今回の研修では、子どもたち、特に何か支えが必要な子どもたちと話すときのコミュニケーションスキルを学びました。寮に帰ったら使えるツールがたくさんありましたね。時々、困っている子どもたちを見かけるので、そのようなときにどうやって話したら良いかがよく分かりました。

研修を受ける前には、「応急処置(ファースト・エイド)」と聞いたので、何か絆創膏のような傷の手当のことかな?と思いました。でも「心理的(サイコロジカル)」ともあったので、何かとても専門的なことなのかなと思い、私にできるだろうかと不安にもなりました。
でも今は、これがコミュニケーションの取り方、詳細なスキルを意味していたのだと分かり、参加して良かったと思っています。とても実践的な内容でした。

「心が傷つく」というのは、大人は気づきにくいけれど、とても重要で、注意するべき点なのだと思いました。そういう状態にある子どもたちの声をどうやって「聞く」か、その色々なスキルを学べたことが良かったと思います。

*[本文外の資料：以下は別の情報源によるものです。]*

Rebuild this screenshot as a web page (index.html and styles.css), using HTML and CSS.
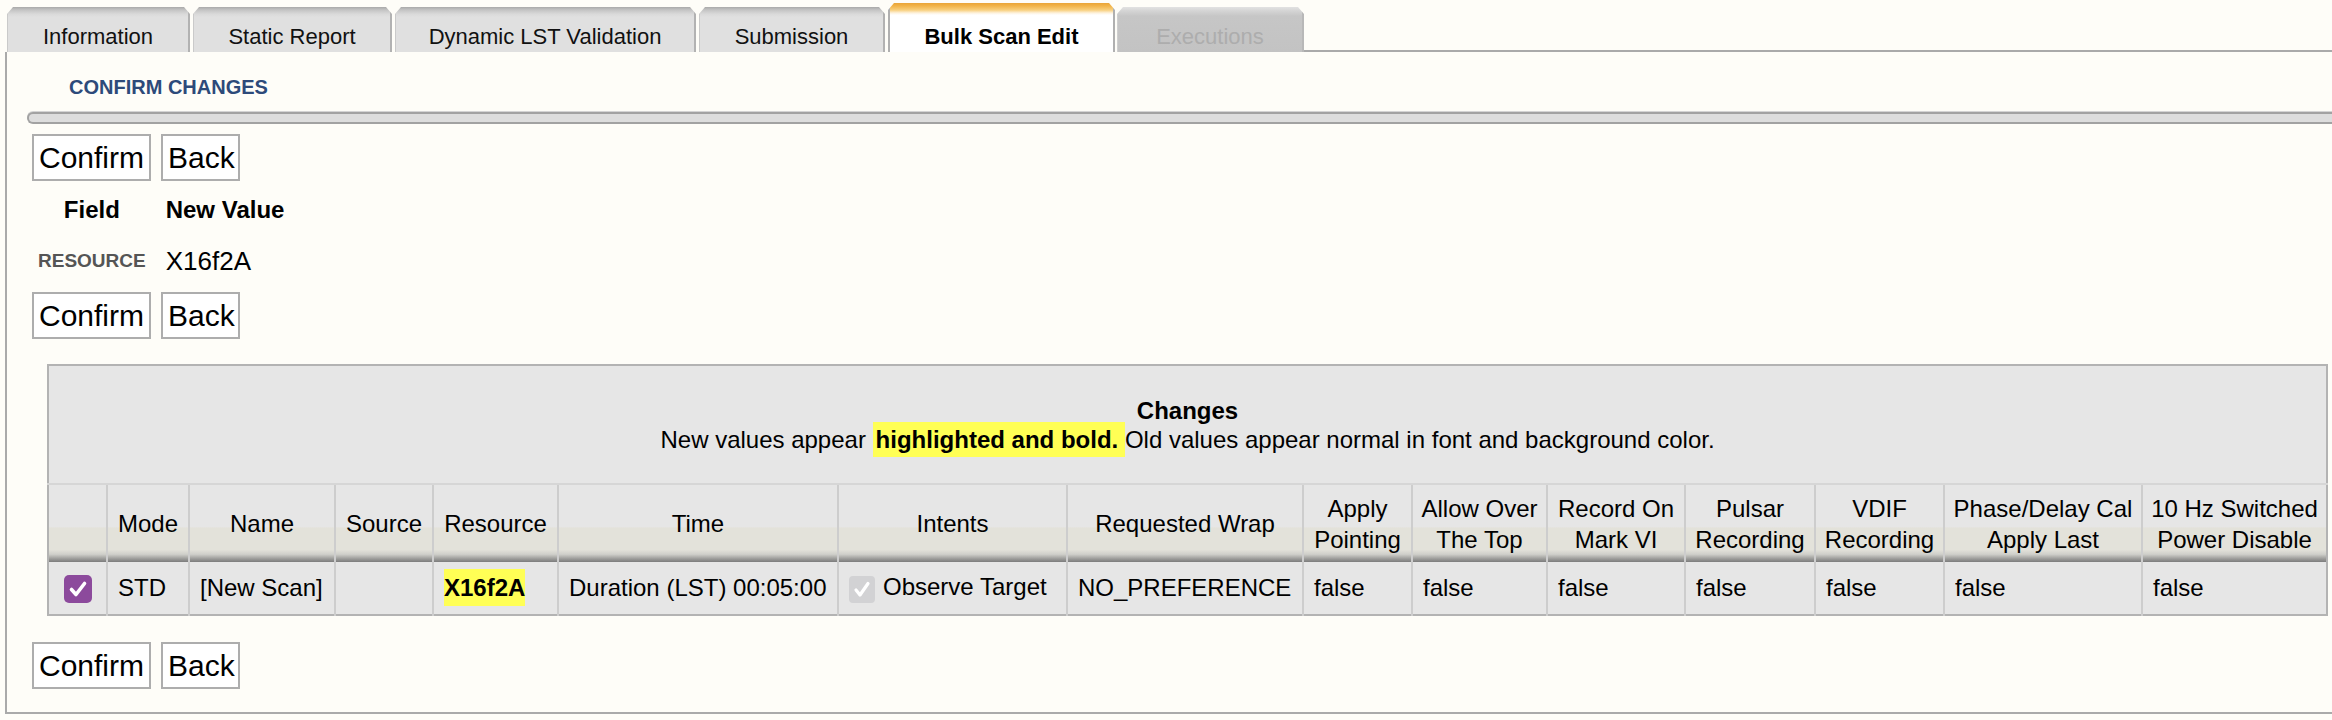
FILE: index.html
```html
<!DOCTYPE html>
<html>
<head>
<meta charset="utf-8">
<title>Bulk Scan Edit - Confirm Changes</title>
<link rel="stylesheet" href="styles.css">
</head>
<body>
<div class="page">
  <div class="tabbar">
    <div class="tab t-info">Information</div>
    <div class="tab t-static">Static Report</div>
    <div class="tab t-dyn">Dynamic LST Validation</div>
    <div class="tab t-sub">Submission</div>
    <div class="tab t-bulk active">Bulk Scan Edit</div>
    <div class="tab t-exec disabled">Executions</div>
    <div class="tabfill"></div>
  </div>
  <div class="panel">
    <h2 class="title">CONFIRM CHANGES</h2>
    <div class="rule"></div>
    <div class="buttons buttons-first">
      <button class="btn btn-confirm">Confirm</button><button class="btn btn-back">Back</button>
    </div>
    <table class="fields">
      <tr>
        <th class="fh">Field</th>
        <th class="fh">New Value</th>
      </tr>
      <tr>
        <td class="fname">RESOURCE</td>
        <td class="fval">X16f2A</td>
      </tr>
    </table>
    <div class="buttons buttons-second">
      <button class="btn btn-confirm">Confirm</button><button class="btn btn-back">Back</button>
    </div>
    <table class="changes">
      <colgroup>
        <col class="w1"><col class="w2"><col class="w3"><col class="w4"><col class="w5">
        <col class="w6"><col class="w7"><col class="w8"><col class="w9"><col class="w10">
        <col class="w11"><col class="w12"><col class="w13"><col class="w14"><col class="w15">
      </colgroup>
      <tr>
        <td class="capcell" colspan="15">
          <div class="cap-title">Changes</div>
          <div class="cap-text">New values appear <span class="hl hl-cap">highlighted and bold. </span>Old values appear normal in font and background color.</div>
        </td>
      </tr>
      <tr class="headrow">
        <th></th>
        <th>Mode</th>
        <th>Name</th>
        <th>Source</th>
        <th>Resource</th>
        <th>Time</th>
        <th>Intents</th>
        <th>Requested Wrap</th>
        <th>Apply Pointing</th>
        <th>Allow Over The Top</th>
        <th>Record On Mark VI</th>
        <th>Pulsar Recording</th>
        <th>VDIF Recording</th>
        <th>Phase/Delay Cal Apply Last</th>
        <th>10 Hz Switched Power Disable</th>
      </tr>
      <tr class="datarow">
        <td class="cbcell">
          <svg class="cb" width="28" height="28" viewBox="0 0 28 28"><rect x="0" y="0" width="28" height="28" rx="5" fill="#8c4a9c"/><path d="M7.5 14.5 L12 19.5 L20.5 8.5" fill="none" stroke="#ffffff" stroke-width="3.6" stroke-linecap="round" stroke-linejoin="round"/></svg>
        </td>
        <td>STD</td>
        <td>[New Scan]</td>
        <td></td>
        <td><span class="hl hl-cell">X16f2A</span></td>
        <td>Duration (LST) 00:05:00</td>
        <td class="intents"><svg class="cb cb-dis" width="26" height="27" viewBox="0 0 26 27"><rect x="0" y="0" width="26" height="27" rx="4" fill="#d2d2d4"/><path d="M7 14 L11 19 L19 7.5" fill="none" stroke="#ffffff" stroke-width="3.2" stroke-linecap="round" stroke-linejoin="round"/></svg><span class="intent-text">Observe Target</span></td>
        <td>NO_PREFERENCE</td>
        <td>false</td>
        <td>false</td>
        <td>false</td>
        <td>false</td>
        <td>false</td>
        <td>false</td>
        <td>false</td>
      </tr>
    </table>
    <div class="buttons buttons-third">
      <button class="btn btn-confirm">Confirm</button><button class="btn btn-back">Back</button>
    </div>
  </div>
</div>
</body>
</html>
```

FILE: styles.css
```css
html, body {
  margin: 0;
  padding: 0;
  background: #fefdf8;
}

body {
  font-family: "Liberation Sans", Arial, Helvetica, sans-serif;
  color: #000;
  width: 2332px;
  overflow: hidden;
}

.page {
  margin-left: 5px;
}

/* ---------- Tabs ---------- */
.tabbar {
  display: flex;
  align-items: flex-end;
  height: 52px;
  padding-left: 2px;
  gap: 3px;
}

.tab {
  box-sizing: border-box;
  flex: none;
  height: 45px;
  padding: 17px 0 0 0;
  font-size: 22px;
  line-height: 26px;
  text-align: center;
  white-space: nowrap;
  color: #111;
  background: linear-gradient(to bottom, #a9a9a9 0px, #c4c4c4 3px, #d9d9d9 7px, #e0e0e0 10px, #e0e0e0 100%);
  border-left: 1px solid #cacaca;
  border-right: 2px solid #b2b2b2;
  clip-path: polygon(0 7px, 6px 0, calc(100% - 6px) 0, 100% 7px, 100% 100%, 0 100%);
}

.t-info { width: 183px; }
.t-static { width: 199px; }
.t-dyn { width: 301px; }
.t-sub { width: 186px; }
.t-bulk { width: 227px; }
.t-exec { width: 187px; margin-left: -1px; }

.tab.active {
  height: 49px;
  padding-top: 21px;
  font-weight: bold;
  color: #000;
  background: linear-gradient(to bottom, #e9a437 0px, #f2b449 3px, #f8cf7c 7px, #fdf2de 10px, #ffffff 12px, #ffffff 100%);
  border-left: 2px solid #b0b0b0;
  border-right: 2px solid #b0b0b0;
}

.tab.disabled {
  color: #adadad;
  background: linear-gradient(to bottom, #e2e2e2 0px, #d4d4d4 4px, #c6c6c6 9px, #c3c3c3 100%);
  border-left: 1px solid #cfcfcf;
  border-right: 2px solid #b8b8b8;
}

.tabfill {
  flex: 1;
  height: 2px;
  background: #aaaaaa;
  margin-left: -3px;
}

/* ---------- Panel ---------- */
.panel {
  border-left: 2px solid #aaaaaa;
  border-bottom: 2px solid #aaaaaa;
  padding: 23px 0 23px 0;
}

.title {
  margin: 0 0 0 62px;
  font-size: 20px;
  line-height: 24px;
  font-weight: bold;
  color: #2d4a7a;
}

.rule {
  margin: 13px 0 0 20px;
  height: 8px;
  background: #dddddd;
  border-top: 2px solid #a2a2a2;
  border-bottom: 2px solid #a2a2a2;
  border-left: 2px solid #a2a2a2;
  border-radius: 6px 0 0 6px;
  box-shadow: 0 -1px 0 #d4d4d4;
}

/* ---------- Buttons ---------- */
.buttons {
  display: flex;
  gap: 10px;
  padding-left: 25px;
}

.buttons-first { margin-top: 10px; }
.buttons-second { margin-top: 1px; }
.buttons-third { margin-top: 26px; }

.btn {
  box-sizing: border-box;
  height: 47px;
  margin: 0;
  padding: 0 5px;
  font-family: "Liberation Sans", Arial, Helvetica, sans-serif;
  font-size: 30px;
  line-height: 43px;
  color: #000;
  background: #ffffff;
  border: 2px solid #adadad;
  border-radius: 0;
}

.btn-confirm { width: 119px; }
.btn-back { width: 79px; }

/* ---------- Field table ---------- */
.fields {
  margin: 8px 0 0 21px;
  border-collapse: collapse;
}

.fields th,
.fields td {
  padding: 0 10px;
}

.fh {
  height: 42px;
  font-size: 24px;
  font-weight: bold;
  text-align: center;
}

.fname {
  height: 60px;
  font-size: 19px;
  font-weight: bold;
  color: #555555;
  text-align: center;
}

.fval {
  font-size: 26px;
  text-align: left;
}

/* ---------- Changes table ---------- */
.changes {
  margin: 25px 0 0 40px;
  width: 2280px;
  table-layout: fixed;
  border-collapse: collapse;
  border: 2px solid #b3b3b3;
  font-size: 24px;
  background: #e6e6e6;
}

.w1 { width: 59px; }
.w2 { width: 82px; }
.w3 { width: 146px; }
.w4 { width: 98px; }
.w5 { width: 125px; }
.w6 { width: 280px; }
.w7 { width: 229px; }
.w8 { width: 236px; }
.w9 { width: 109px; }
.w10 { width: 135px; }
.w11 { width: 138px; }
.w12 { width: 130px; }
.w13 { width: 129px; }
.w14 { width: 198px; }
.w15 { width: 185px; }

.capcell {
  height: 117px;
  padding: 0;
  text-align: center;
  line-height: 29px;
  background: #e6e6e6;
  border-bottom: 2px solid #d6d6d6;
}

.cap-title {
  font-weight: bold;
}

.hl {
  background: #ffff55;
  font-weight: bold;
}

.hl-cap {
  padding: 4px 0 4px 3px;
}

.hl-cell {
  padding: 5px 0;
}

.headrow th {
  height: 77px;
  padding: 0 6px;
  font-weight: normal;
  text-align: center;
  line-height: 31px;
  vertical-align: middle;
  border-left: 2px solid #cdcdcd;
  background: linear-gradient(to bottom, #e6e6e6 0%, #e6e6e6 54%, #e3e2da 56%, #e3e2da 84%, #cfcfca 90%, #9a9a98 96%, #7c7c7c 100%);
}

.headrow th:first-child {
  border-left: none;
}

.datarow td {
  height: 52px;
  padding: 0 6px 0 10px;
  white-space: nowrap;
  overflow: hidden;
  vertical-align: middle;
  border-left: 2px solid #cdcdcd;
  background: #e6e6e6;
}

.datarow td:first-child {
  border-left: none;
}

.datarow td.cbcell {
  padding: 0;
  text-align: center;
}

.cb {
  display: inline-block;
  vertical-align: middle;
}

.intents .cb-dis {
  margin: 0 8px 0 10px;
  position: relative;
  top: 1px;
}

.datarow td.intents {
  padding-left: 0;
}

.intent-text {
  vertical-align: middle;
  position: relative;
  top: -2px;
}
```
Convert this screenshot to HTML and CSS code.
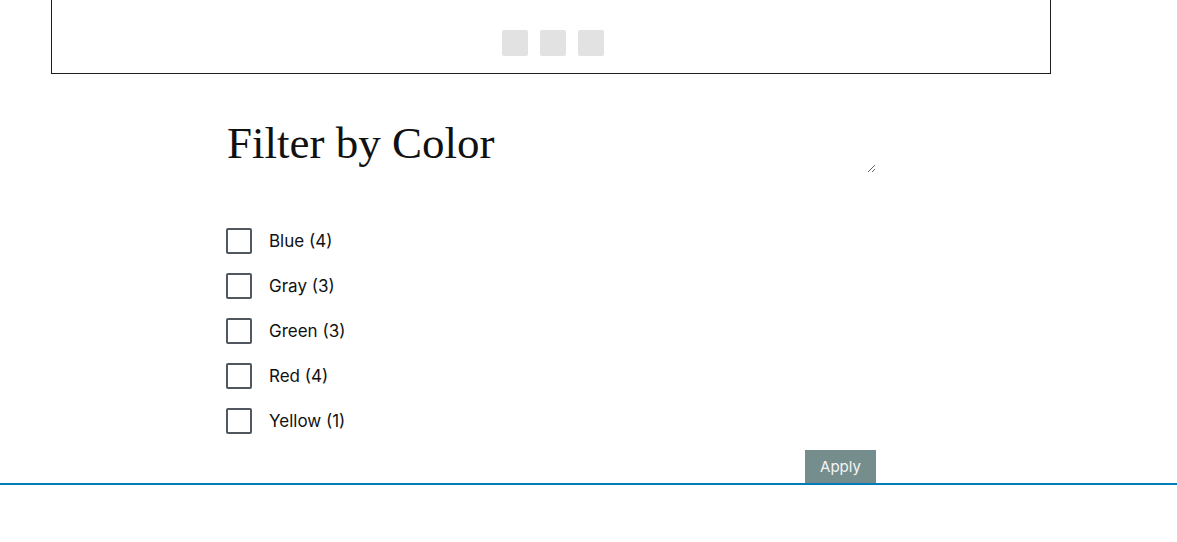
FILE: index.html
```html
<!DOCTYPE html>
<html lang="en">
<head>
<meta charset="utf-8">
<title>Filter by Color</title>
<link rel="stylesheet" href="styles.css">
</head>
<body>
<div class="frame">
  <div class="preview">
    <div class="dots">
      <span class="dot"></span>
      <span class="dot"></span>
      <span class="dot"></span>
    </div>
  </div>
  <div class="widget">
    <div class="title-wrap">
      <h2 class="title">Filter by Color</h2>
      <textarea class="title-input" aria-label="Title"></textarea>
    </div>
    <ul class="options">
      <li class="option"><input type="checkbox" class="box" id="c1"><label for="c1">Blue (4)</label></li>
      <li class="option"><input type="checkbox" class="box" id="c2"><label for="c2">Gray (3)</label></li>
      <li class="option"><input type="checkbox" class="box" id="c3"><label for="c3">Green (3)</label></li>
      <li class="option"><input type="checkbox" class="box" id="c4"><label for="c4">Red (4)</label></li>
      <li class="option"><input type="checkbox" class="box" id="c5"><label for="c5">Yellow (1)</label></li>
    </ul>
    <div class="actions">
      <button class="apply" type="button">Apply</button>
    </div>
  </div>
</div>
<div class="rule"></div>
</body>
</html>
```
FILE: styles.css
```css
html, body {
  margin: 0;
  padding: 0;
  background: #ffffff;
}

body {
  font-family: Inter, "Noto Sans", sans-serif;
  color: #111111;
}

.frame {
  width: 1000px;
  margin-left: 51px;
}

.preview {
  box-sizing: border-box;
  height: 74px;
  border: 1px solid #1e1e1e;
  border-top: 0;
  display: flex;
  justify-content: center;
  padding-left: 4px;
  padding-top: 30px;
}

.dots {
  display: flex;
  gap: 12px;
}

.dot {
  width: 26px;
  height: 26px;
  background: #e2e2e2;
  border-radius: 2px;
}

.widget {
  width: 650px;
  margin: 40px auto 0;
}

.title-wrap {
  display: grid;
}

.title {
  grid-area: 1 / 1;
  margin: 0;
  font-family: "Liberation Serif", "Times New Roman", serif;
  font-weight: 400;
  font-size: 45px;
  line-height: 59px;
  color: #111111;
  padding-left: 1px;
  pointer-events: none;
  z-index: 1;
}

.title-input {
  grid-area: 1 / 1;
  box-sizing: border-box;
  width: 650px;
  height: 59px;
  border: 0;
  outline: 0;
  background: transparent;
  padding: 0;
  margin: 0;
  resize: vertical;
}

.options {
  list-style: none;
  margin: 55px 0 0;
  padding: 0;
  display: flex;
  flex-direction: column;
  gap: 19px;
}

.option {
  display: flex;
  align-items: center;
  gap: 17px;
  height: 26px;
}

.box {
  appearance: none;
  -webkit-appearance: none;
  box-sizing: border-box;
  width: 26px;
  height: 26px;
  margin: 0;
  border: 2px solid #50575e;
  border-radius: 2px;
  background: #ffffff;
}

.option label {
  font-size: 17px;
  line-height: 26px;
  color: #111111;
}

.actions {
  display: flex;
  justify-content: flex-end;
  margin-top: 16px;
}

.apply {
  width: 71px;
  height: 33px;
  border: 0;
  border-radius: 0;
  background: #758d8c;
  color: #f2f4f4;
  font-family: Inter, "Noto Sans", sans-serif;
  font-size: 15px;
  padding: 0;
}

.rule {
  height: 2px;
  background: #007cba;
}
```
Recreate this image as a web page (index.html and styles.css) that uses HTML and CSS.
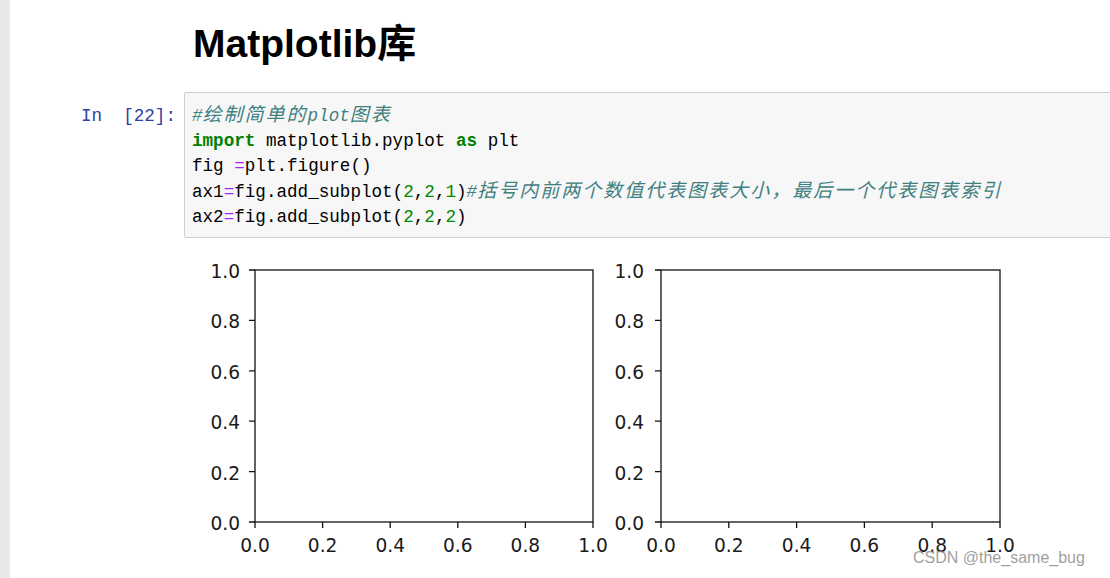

モンゴル語で書かれた、3L(見る(ルック)、聴く(リッスン)、
つなぐ(リンク)というPFAの原則

今回の研修でたくさんのことを学べましたが、次は自分が子どもたちに伝えていく番だと思うと、少し不安もあります。子どもたちにきちんと伝えていけるかな、自分にできるだろうか? と思う面もありますが、でも一生懸頑張りたいと思います!」


時にはみんなで楽しくダンス!(集中力を取り戻すためのエナジャイザー)

PFAの原則を学んだ彼らは、今後ますます、地域の中で子どもを支えるキーパーソンとなってくれることでしょう。

セーブ・ザ・チルドレン・ジャパンでは引き続き、遊牧民の子どもたちに対する心理社会的サポートを始めとした支援を行い、災害の影響を最小限に食い止めると共に、これ以上子どもたちが脆弱な立場に追いやられることのないよう活動を続けていきたいと思います。

海外事業部 紺野誠二・藤井麻衣子

◆セーブ・ザ・チルドレンのモンゴルにおけるゾド被災者支援
セーブ・ザ・チルドレンでは、2016年1〜2月、モンゴル西部において、遊牧民、行政・教育関係者などから聞き取り調査を実施。同年3月には、モンゴル東部で支援ニーズの調査等を行いました。これらの結果から、遊牧民の子どもたちに対する支援が必要であると判断。遊牧民への現金支給、学校に対する暖房用燃料の支給のほか、心理的応急措置の支援もおこなっています。本事業は皆さまからのご支援と、ジャパン・プラットフォームからの助成により実施しています。